** Written task **
Show all lines holding the string "that".
• • •
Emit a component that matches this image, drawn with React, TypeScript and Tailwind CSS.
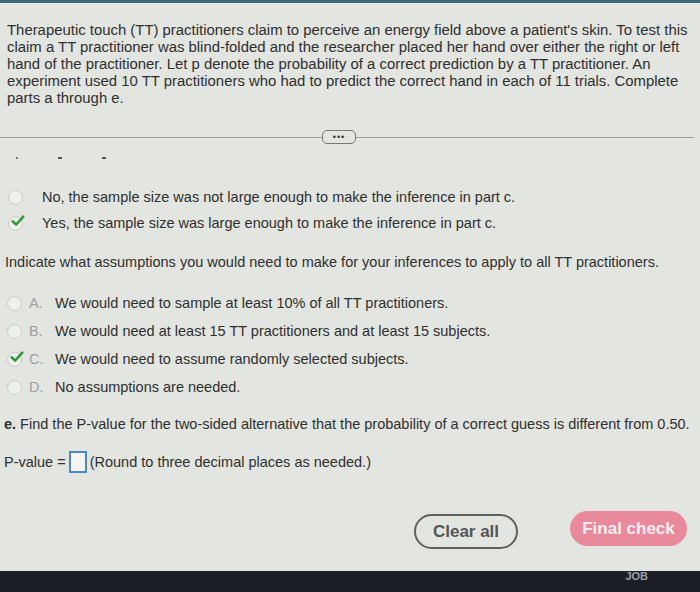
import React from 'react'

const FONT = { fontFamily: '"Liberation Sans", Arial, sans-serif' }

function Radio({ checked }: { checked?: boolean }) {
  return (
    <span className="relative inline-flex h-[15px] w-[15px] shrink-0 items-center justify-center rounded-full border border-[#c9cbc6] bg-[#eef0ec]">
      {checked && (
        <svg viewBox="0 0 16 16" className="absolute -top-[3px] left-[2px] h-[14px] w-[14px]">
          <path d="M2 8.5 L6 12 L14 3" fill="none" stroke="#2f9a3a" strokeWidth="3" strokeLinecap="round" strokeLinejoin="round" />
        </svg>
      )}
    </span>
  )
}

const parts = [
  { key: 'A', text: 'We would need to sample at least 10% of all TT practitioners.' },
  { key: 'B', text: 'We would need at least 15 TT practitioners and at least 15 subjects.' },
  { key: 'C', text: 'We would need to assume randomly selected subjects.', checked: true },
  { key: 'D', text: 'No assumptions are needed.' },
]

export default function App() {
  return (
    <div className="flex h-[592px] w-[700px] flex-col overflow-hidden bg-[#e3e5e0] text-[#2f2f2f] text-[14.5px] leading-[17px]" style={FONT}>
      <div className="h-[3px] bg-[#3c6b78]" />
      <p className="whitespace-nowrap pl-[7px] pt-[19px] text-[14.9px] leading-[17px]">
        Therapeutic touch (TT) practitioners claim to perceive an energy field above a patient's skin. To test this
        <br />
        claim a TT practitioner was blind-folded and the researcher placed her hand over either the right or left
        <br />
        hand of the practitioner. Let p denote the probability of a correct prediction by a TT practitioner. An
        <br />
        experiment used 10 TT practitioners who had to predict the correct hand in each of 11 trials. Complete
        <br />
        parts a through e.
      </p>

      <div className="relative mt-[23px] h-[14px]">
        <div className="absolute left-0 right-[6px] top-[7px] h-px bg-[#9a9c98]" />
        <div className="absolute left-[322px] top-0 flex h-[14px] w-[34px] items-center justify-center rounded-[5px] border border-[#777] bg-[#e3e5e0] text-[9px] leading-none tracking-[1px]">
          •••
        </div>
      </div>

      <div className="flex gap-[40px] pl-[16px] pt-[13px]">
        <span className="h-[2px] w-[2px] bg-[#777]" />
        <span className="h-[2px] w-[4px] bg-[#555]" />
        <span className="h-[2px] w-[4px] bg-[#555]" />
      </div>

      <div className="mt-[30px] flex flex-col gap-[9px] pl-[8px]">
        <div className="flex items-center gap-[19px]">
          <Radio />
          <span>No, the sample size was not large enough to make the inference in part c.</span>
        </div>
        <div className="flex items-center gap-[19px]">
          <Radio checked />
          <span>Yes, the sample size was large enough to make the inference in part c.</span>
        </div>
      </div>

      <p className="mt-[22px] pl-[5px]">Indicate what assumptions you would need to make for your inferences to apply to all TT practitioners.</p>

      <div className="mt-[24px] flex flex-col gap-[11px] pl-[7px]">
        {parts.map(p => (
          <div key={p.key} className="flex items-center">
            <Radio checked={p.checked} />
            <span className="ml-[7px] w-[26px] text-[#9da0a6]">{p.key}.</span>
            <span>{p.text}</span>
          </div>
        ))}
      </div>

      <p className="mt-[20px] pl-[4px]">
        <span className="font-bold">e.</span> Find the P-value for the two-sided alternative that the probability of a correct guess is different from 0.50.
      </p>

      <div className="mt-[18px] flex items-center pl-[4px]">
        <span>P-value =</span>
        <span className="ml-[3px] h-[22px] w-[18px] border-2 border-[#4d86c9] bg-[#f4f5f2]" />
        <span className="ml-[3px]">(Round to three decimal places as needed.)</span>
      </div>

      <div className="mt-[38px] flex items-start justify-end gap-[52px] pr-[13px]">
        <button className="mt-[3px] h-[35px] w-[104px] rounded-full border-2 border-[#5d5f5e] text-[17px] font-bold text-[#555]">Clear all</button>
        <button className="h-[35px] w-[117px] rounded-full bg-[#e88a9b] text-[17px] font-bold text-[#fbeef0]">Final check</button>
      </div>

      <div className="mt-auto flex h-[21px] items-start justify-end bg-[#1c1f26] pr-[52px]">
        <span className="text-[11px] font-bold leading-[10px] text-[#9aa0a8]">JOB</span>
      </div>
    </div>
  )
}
• • •
** Task answer **
Emit a component that matches this image, drawn with React, TypeScript and Tailwind CSS.
        <span className="font-bold">e.</span> Find the P-value for the two-sided alternative that the probability of a correct guess is different from 0.50.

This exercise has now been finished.